BEGIN Records for the task

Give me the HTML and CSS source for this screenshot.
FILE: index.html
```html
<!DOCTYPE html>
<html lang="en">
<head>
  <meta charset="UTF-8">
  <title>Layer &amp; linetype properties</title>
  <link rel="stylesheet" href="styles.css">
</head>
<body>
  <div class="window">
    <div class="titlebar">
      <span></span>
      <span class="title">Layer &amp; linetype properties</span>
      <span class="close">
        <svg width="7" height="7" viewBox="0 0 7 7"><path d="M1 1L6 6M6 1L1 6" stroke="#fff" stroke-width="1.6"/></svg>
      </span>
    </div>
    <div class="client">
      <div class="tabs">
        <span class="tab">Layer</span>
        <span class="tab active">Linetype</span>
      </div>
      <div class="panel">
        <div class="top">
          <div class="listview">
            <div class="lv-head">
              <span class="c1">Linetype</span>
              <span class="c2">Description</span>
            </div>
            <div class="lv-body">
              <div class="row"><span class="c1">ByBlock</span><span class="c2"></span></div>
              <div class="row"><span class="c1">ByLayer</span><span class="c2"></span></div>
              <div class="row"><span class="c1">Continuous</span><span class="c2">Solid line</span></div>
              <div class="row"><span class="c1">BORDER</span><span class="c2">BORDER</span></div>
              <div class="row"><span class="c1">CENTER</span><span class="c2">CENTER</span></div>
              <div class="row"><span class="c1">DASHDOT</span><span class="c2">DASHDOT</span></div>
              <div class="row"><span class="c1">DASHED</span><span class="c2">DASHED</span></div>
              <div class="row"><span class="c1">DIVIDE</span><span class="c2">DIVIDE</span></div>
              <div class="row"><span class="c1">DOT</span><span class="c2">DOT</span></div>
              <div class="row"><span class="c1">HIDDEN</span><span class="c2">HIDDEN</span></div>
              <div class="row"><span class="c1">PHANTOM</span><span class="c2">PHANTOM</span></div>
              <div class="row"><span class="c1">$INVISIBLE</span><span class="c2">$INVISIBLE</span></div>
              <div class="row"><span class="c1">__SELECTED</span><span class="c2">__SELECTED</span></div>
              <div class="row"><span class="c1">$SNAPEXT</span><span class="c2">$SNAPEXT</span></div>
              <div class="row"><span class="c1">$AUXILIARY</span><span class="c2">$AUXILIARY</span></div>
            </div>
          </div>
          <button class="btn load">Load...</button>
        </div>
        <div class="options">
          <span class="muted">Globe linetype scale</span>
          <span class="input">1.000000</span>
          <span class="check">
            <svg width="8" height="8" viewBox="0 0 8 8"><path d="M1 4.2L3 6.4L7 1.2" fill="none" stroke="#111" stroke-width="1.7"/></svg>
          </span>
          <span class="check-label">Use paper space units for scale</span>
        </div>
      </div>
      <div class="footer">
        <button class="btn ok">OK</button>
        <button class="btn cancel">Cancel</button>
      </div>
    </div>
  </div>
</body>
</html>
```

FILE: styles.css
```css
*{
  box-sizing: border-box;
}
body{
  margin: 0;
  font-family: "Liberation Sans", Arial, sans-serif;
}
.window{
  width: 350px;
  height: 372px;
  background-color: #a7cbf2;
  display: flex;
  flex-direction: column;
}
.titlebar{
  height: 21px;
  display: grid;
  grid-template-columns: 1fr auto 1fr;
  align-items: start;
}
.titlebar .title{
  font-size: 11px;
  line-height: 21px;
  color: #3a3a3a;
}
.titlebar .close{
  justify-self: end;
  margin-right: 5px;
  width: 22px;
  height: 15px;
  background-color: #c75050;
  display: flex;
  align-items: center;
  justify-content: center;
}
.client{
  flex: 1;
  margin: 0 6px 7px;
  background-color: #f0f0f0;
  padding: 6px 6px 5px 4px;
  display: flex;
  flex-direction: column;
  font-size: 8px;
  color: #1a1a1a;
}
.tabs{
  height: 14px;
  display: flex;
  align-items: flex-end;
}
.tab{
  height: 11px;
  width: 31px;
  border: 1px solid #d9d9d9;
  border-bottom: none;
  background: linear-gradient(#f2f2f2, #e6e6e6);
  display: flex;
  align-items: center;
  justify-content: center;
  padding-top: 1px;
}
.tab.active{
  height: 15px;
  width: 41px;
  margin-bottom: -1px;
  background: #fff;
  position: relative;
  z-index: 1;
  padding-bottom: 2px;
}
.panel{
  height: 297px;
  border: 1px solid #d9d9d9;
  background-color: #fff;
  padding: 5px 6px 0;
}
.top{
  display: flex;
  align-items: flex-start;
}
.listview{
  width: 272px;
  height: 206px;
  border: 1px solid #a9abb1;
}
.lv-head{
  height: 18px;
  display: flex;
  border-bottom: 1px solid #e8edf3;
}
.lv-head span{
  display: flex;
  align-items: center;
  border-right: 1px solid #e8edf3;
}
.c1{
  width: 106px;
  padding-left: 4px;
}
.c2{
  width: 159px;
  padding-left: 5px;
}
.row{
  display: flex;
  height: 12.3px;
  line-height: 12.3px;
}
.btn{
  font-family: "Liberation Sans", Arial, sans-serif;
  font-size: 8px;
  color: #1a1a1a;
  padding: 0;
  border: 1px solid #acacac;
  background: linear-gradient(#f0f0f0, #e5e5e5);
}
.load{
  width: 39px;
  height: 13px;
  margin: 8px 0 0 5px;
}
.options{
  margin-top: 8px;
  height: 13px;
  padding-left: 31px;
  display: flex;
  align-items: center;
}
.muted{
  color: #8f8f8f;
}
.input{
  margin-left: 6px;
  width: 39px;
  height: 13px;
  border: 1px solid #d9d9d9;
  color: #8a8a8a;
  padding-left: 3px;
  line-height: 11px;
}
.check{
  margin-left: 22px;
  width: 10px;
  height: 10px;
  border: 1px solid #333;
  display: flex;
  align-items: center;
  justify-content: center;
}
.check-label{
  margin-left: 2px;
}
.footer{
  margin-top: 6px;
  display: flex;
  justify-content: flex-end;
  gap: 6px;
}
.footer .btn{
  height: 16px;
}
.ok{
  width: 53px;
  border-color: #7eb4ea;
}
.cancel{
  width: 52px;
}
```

END Records for the task
BEGIN Records for the task

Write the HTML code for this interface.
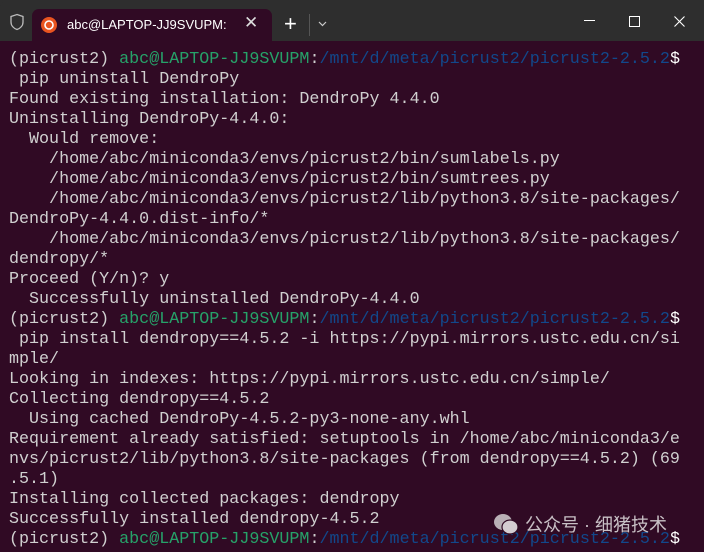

END Records for the task
BEGIN Records for the task

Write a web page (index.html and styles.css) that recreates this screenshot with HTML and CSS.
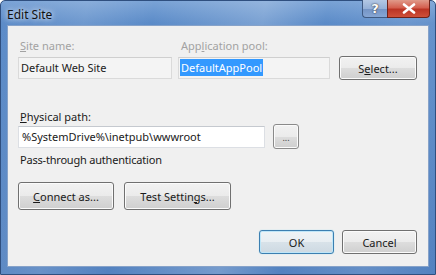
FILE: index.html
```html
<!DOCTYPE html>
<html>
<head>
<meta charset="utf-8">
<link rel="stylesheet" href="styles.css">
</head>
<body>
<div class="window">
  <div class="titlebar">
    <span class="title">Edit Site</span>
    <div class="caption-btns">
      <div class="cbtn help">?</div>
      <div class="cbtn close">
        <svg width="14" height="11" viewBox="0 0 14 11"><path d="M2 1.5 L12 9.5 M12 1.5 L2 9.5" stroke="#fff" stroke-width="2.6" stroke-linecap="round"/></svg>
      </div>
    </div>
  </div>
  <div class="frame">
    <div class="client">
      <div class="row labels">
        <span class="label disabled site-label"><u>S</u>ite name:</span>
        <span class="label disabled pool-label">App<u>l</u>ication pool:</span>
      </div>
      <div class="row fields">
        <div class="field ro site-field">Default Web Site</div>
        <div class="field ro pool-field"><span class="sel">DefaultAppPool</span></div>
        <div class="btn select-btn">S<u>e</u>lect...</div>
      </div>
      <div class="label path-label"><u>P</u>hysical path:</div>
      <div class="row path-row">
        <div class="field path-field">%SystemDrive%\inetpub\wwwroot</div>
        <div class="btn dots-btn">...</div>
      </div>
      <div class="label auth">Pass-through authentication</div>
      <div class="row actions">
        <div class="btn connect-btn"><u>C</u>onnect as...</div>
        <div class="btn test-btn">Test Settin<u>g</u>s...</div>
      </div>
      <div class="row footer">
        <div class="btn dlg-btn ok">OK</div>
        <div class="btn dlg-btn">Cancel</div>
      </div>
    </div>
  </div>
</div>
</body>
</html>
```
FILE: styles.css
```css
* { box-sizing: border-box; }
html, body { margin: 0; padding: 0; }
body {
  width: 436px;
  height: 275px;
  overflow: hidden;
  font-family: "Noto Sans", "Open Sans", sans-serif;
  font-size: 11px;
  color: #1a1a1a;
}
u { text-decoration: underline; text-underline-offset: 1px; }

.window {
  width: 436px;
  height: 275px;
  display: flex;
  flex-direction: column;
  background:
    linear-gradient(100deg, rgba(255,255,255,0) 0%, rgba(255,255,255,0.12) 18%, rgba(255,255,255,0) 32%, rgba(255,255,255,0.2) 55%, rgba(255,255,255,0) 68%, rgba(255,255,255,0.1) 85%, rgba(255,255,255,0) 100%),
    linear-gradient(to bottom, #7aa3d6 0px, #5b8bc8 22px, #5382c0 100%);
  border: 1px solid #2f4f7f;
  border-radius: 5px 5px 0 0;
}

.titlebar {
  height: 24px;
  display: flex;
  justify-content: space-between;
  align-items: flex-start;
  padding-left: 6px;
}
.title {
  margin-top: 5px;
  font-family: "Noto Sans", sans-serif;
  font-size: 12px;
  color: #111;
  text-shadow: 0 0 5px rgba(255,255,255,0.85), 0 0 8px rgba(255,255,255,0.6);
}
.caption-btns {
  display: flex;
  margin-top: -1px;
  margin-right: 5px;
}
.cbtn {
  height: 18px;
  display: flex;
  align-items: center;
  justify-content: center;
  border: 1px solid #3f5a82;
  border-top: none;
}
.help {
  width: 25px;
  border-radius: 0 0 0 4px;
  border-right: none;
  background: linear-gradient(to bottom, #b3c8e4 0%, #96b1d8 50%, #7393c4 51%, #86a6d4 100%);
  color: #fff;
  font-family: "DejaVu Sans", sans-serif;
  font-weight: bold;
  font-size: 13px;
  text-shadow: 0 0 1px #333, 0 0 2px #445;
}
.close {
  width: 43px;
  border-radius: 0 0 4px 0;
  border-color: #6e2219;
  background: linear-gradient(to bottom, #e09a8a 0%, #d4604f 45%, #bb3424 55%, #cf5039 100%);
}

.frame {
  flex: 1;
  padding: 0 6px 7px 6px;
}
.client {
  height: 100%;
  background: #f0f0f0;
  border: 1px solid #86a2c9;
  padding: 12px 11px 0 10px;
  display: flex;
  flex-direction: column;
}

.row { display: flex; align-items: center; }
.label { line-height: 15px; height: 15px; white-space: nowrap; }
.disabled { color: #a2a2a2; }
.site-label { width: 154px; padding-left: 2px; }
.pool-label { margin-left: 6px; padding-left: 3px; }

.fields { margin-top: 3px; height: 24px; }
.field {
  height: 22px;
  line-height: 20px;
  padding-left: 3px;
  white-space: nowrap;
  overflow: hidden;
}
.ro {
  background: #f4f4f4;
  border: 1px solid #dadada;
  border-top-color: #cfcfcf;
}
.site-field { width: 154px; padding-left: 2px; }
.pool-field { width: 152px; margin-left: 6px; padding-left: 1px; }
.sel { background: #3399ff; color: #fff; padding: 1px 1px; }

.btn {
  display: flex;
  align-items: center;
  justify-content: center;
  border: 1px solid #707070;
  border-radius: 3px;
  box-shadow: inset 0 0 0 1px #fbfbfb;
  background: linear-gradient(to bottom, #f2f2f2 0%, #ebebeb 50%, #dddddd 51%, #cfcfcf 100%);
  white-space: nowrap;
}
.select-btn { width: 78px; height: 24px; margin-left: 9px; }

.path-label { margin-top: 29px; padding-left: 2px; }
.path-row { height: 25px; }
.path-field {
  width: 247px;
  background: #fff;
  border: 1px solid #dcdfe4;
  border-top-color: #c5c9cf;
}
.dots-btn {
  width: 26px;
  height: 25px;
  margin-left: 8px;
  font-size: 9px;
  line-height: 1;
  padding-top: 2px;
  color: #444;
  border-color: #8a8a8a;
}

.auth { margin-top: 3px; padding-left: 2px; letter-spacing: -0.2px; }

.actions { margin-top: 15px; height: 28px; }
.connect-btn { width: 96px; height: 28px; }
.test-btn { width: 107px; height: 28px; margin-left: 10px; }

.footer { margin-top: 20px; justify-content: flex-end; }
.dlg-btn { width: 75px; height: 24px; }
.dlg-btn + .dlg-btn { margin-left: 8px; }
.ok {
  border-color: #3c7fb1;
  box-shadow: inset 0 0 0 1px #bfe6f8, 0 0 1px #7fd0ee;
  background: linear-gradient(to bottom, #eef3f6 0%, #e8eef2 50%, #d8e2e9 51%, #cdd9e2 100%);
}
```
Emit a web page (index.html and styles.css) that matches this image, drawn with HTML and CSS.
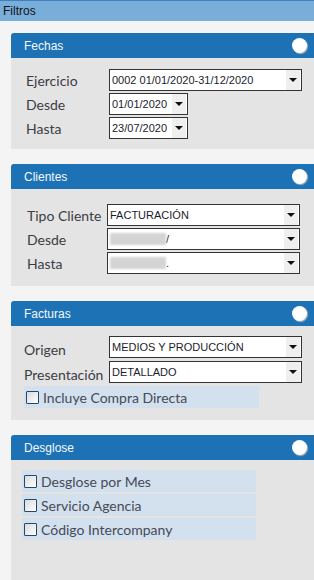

END Records for the task

## Short task
In the entries above, identify every line with the string "that".

## Complete answer
Write a web page (index.html and styles.css) that recreates this screenshot with HTML and CSS.
Emit a web page (index.html and styles.css) that matches this image, drawn with HTML and CSS.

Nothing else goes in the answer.